Tribal Researchers Help Write Book on Fishers
By KRISTAN KORNS, Two Rivers Tribune
Hoopa Tribal Forestry researchers spent years studying fishers, and even helped write the book on fisher conservation as part of an international effort to understand the small creatures and their cousins, martens and sables.
Wildlife Biologist Mark Higley said, “What we do is track fishers, and we’re using radio telemetry to follow them.”
Higley pointed to a map of the forests around Hoopa marked with pins. “This board shows the last known locations of fishers with radio collars.”
Fishers are carnivores that weigh between four and 13 pounds. They feed mostly on small animals like squirrels and wood rats.
Higley wrote a chapter in the latest book on fishers: Ecology and Conservation of Martens, Sables, and Fishers: A New Synthesis.
Higley and several others at Hoopa Tribal Forestry have spent years tracking and studying the animals.
Supervising Technician Aaron Pole said his crew is using tomahawk line traps to capture the animals, and then they do measurements and take blood for testing before releasing them.
“We’ll catch all the usual carnivores. If they’re not fishers, we just let them go,” Pole said. “It’s a full time job just trapping the fishers, and we’ll select some to put collars on.”
The collars send out a radio signal that the researchers can track to see where the fishers go.
“Each fisher has their own range, and you figure it out after a while,” Pole said.
The crews will recapture every animal once per year, check their bodyweight and health, and replace the radio collars.
The thick closed-canopy forests around Hoopa are a good environment for fishers, with plenty of tan oaks to feed the squirrels and wood rats that they feed on, but the researchers saw the population drop sharply.
Higley said, “The population crashed between 1998 and 2005. It went from an estimate of 52 fishers per 100 kilometers down to 12 fishers per 100 kilometers. It seems to be recovering slowly.”
Their main threats are bobcats, mountain lions, and humans.
Deforestation and logging can put fishers in danger from bobcats in the open, but lately the biggest human threat to the animals is marijuana farmers using poisons to protect their forest plantations from rats.
The poisons, known as rodenticides, cause rats and other animals to bleed internally.
Higley said, “We’ve concluded from autopsy work that 24 percent of male fisher mortality is from the rodenticides, but it could be as high as 35 percent.”
The researchers also found that even those who died of other causes still had traces of the rodenticides in their bodies.

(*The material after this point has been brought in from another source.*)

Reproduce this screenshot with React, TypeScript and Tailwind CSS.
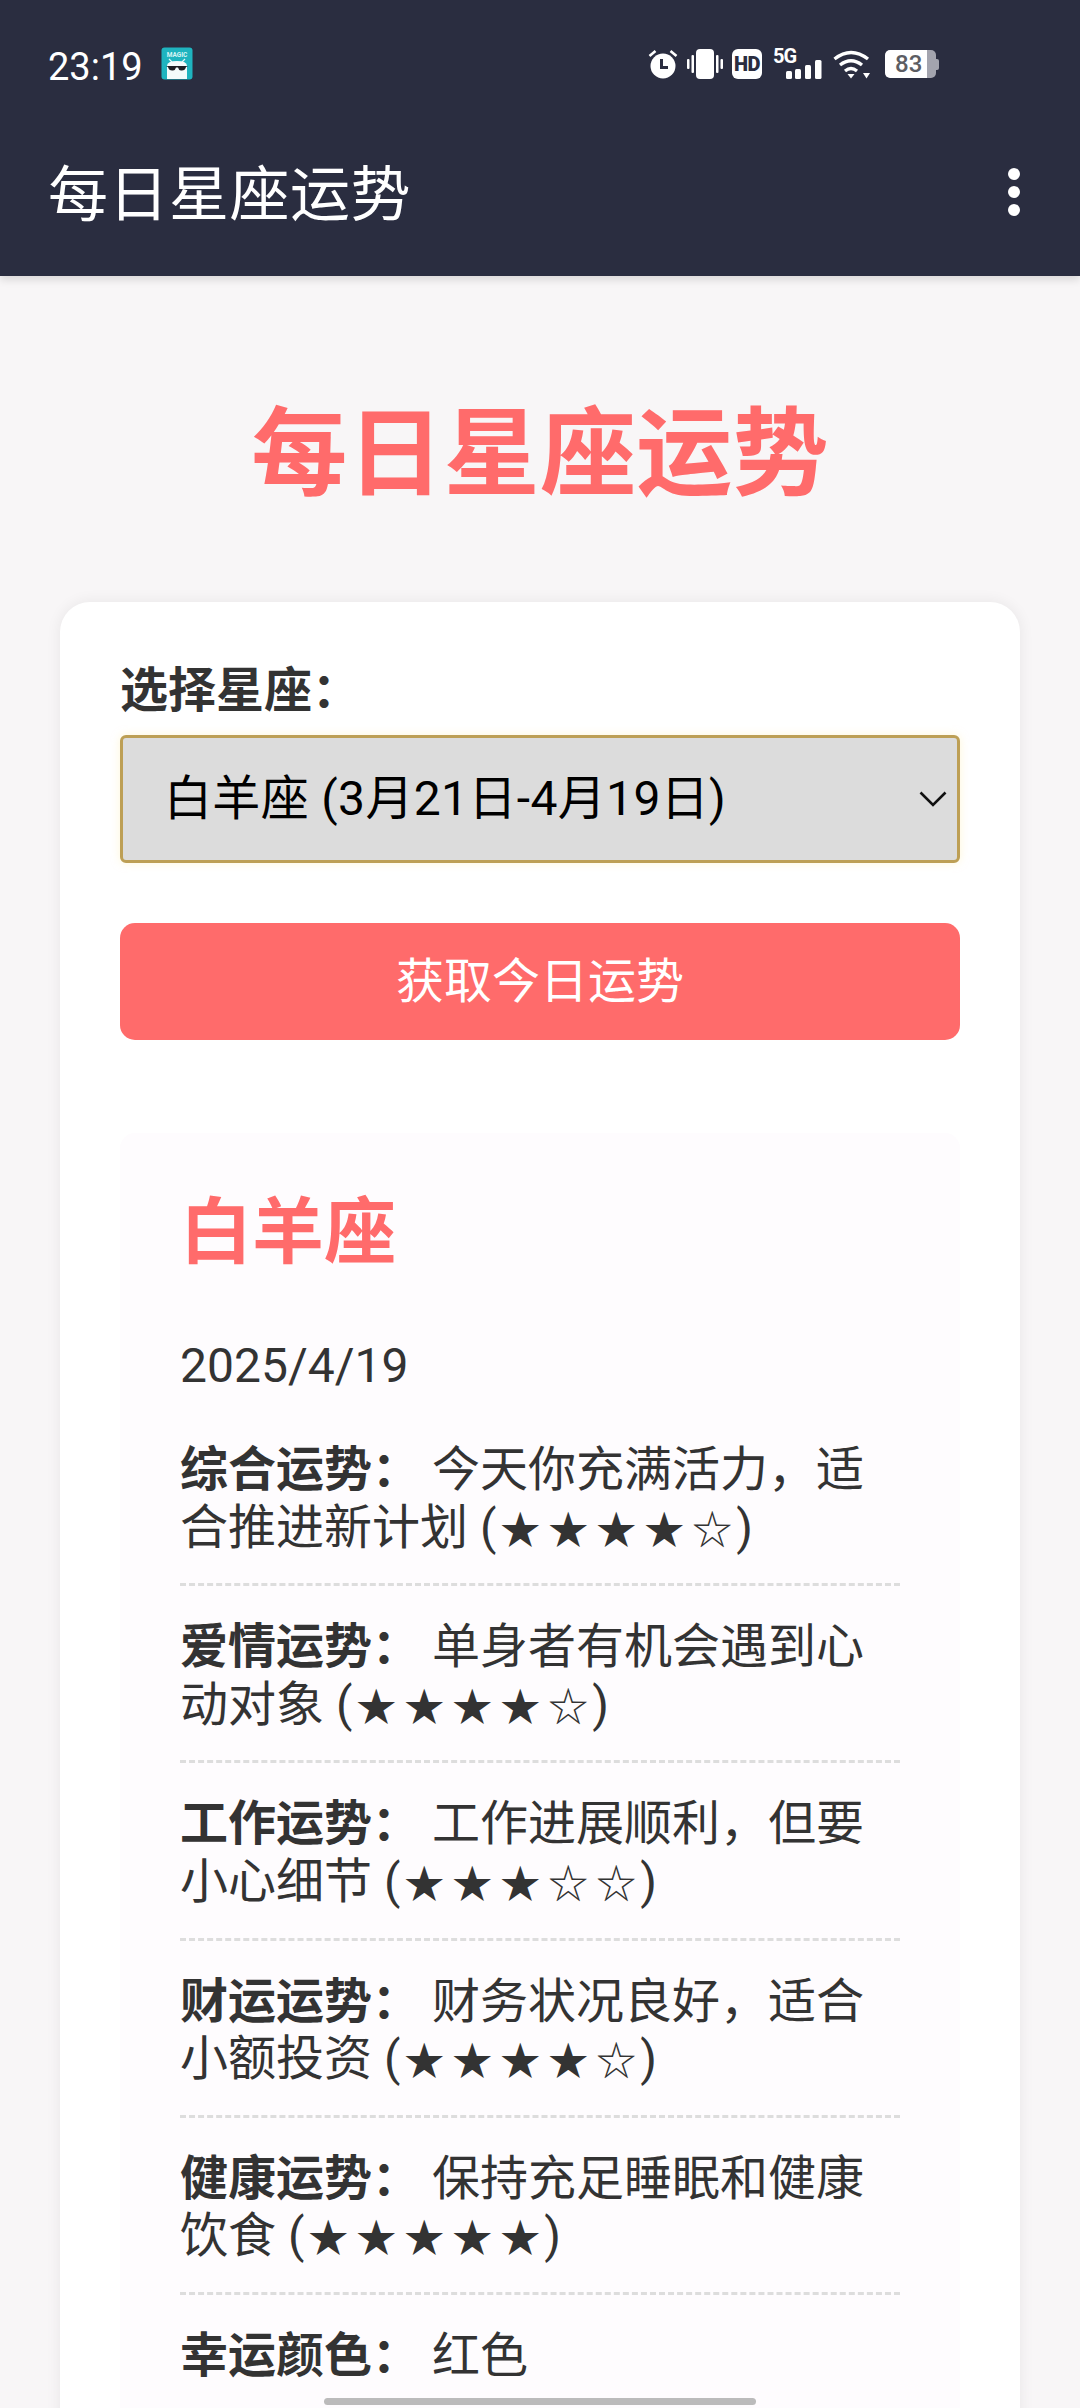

“Every animal that we’ve autopsied has been exposed to rodenticides,” Higley said. “It has some concentration in its liver tissue that is detectable.”
Higley described how the crews found one of the poisoned animals.

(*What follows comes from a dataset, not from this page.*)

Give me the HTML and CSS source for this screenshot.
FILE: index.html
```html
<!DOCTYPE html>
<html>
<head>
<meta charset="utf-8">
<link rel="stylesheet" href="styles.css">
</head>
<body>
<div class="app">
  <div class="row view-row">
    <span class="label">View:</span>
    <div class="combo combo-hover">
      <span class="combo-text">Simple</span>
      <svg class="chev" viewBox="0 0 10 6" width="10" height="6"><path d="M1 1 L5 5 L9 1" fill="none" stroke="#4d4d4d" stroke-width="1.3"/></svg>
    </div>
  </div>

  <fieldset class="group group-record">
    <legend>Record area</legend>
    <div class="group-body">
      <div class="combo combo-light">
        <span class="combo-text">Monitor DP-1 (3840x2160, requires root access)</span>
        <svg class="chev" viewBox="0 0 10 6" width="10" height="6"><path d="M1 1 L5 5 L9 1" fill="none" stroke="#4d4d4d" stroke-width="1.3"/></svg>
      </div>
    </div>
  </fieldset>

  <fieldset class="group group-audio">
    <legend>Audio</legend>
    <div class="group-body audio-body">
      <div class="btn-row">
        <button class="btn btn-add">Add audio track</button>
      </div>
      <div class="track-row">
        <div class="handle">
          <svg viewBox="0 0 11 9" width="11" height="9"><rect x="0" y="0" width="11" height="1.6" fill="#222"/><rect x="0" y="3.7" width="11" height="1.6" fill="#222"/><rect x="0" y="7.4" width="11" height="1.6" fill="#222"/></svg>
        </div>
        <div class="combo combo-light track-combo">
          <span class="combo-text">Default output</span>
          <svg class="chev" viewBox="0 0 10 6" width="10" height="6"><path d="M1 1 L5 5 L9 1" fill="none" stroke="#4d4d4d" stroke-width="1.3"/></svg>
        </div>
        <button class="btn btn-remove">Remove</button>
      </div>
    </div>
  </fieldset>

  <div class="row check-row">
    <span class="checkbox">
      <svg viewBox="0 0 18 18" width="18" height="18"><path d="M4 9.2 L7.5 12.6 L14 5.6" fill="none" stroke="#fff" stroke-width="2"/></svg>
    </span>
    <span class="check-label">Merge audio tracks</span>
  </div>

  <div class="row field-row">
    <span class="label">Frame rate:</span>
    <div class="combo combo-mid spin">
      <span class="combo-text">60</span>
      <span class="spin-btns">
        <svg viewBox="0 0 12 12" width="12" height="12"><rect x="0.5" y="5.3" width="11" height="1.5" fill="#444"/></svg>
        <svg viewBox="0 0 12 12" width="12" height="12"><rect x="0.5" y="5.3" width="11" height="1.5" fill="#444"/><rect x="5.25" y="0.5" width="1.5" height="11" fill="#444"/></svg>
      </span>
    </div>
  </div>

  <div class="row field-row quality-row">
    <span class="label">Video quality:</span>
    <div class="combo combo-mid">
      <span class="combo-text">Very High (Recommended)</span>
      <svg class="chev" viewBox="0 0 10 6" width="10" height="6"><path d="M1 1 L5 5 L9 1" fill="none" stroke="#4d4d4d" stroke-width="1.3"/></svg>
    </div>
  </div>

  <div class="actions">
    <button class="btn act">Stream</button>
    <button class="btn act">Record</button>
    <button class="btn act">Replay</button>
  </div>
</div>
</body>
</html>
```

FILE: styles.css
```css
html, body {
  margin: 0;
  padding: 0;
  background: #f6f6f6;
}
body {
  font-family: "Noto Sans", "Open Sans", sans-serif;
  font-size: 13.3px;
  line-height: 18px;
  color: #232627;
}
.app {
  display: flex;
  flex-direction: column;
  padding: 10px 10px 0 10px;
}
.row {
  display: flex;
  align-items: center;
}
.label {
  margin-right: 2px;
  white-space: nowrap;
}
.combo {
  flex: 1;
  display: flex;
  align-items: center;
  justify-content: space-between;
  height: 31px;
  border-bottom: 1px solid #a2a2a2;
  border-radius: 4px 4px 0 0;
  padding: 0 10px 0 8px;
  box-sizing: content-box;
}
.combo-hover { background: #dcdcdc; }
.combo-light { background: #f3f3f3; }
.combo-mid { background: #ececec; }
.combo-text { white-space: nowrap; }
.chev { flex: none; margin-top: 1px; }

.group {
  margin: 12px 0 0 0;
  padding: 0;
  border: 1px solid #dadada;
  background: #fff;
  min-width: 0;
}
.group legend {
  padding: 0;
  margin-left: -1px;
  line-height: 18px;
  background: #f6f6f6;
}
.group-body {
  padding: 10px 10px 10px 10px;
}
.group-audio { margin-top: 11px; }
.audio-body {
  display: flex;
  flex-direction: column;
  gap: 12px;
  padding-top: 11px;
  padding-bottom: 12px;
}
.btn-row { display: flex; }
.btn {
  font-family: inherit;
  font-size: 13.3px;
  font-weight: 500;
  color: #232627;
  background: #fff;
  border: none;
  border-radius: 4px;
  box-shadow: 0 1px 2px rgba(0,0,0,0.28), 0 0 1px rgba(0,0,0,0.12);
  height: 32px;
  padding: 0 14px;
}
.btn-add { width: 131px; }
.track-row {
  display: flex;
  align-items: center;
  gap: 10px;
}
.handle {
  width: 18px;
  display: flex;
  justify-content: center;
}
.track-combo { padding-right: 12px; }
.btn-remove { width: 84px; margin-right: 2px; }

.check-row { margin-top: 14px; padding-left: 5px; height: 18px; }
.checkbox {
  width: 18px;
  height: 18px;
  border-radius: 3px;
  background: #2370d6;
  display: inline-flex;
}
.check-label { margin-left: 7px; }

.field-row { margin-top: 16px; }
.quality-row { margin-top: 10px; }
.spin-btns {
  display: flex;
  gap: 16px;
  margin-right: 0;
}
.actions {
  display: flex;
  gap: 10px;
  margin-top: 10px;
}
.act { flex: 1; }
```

“Within the radio collars they have a mortality sensor, and it stopped moving around the landscape,” Higley said. “So we went and picked him up and he was dying.”
He’d lost half of his bodyweight, and had to be euthanized.
“The animals infected lose one-third to half their bodyweight over the course of two to three weeks,” Higley said, “and parasites infect them. Fleas, ticks, and internal parasites like worms.”
As deadly as the rodenticides are, the researchers found that predators killed 65 percent of female fishers, which are smaller than the male fishers.
“We have one PhD student at UC Davis who does DNA analysis to confirm which predator killed each animal we found,” Higley said. “Males are killed by mountain lions or coyotes, and bobcats are the number one predator of female fishers.”
But in one case, it was a pack of dogs.
“We had a fisher who was in a live trap, and dogs tore the trap apart and killed the fisher,” Higley said. “Normally, even bears can’t get the box trap apart, but those dogs spent so much time and effort at it.”
Despite humans, bobcats, coyotes, mountain lions, and even dogs, some fishers are lucky enough to die of old age. Their average lifespan is between three and five years, but some can live much longer.
“We have one that is a little over nine, which is very unusual,” Higley said.
The work done by researchers in Hoopa not only helped write the book on fishers, but has spilled over into other fields.
UC Davis Graduate Student Researcher Nicole Stephenson came to Hoopa to study ticks, which affect fishers, but can also jump to farm animals, pets, and even humans.
Pole said, “It all kind of connects. We all live in the same place and we’re all tied together. So the more you know, the better it is. That’s what I like about research.”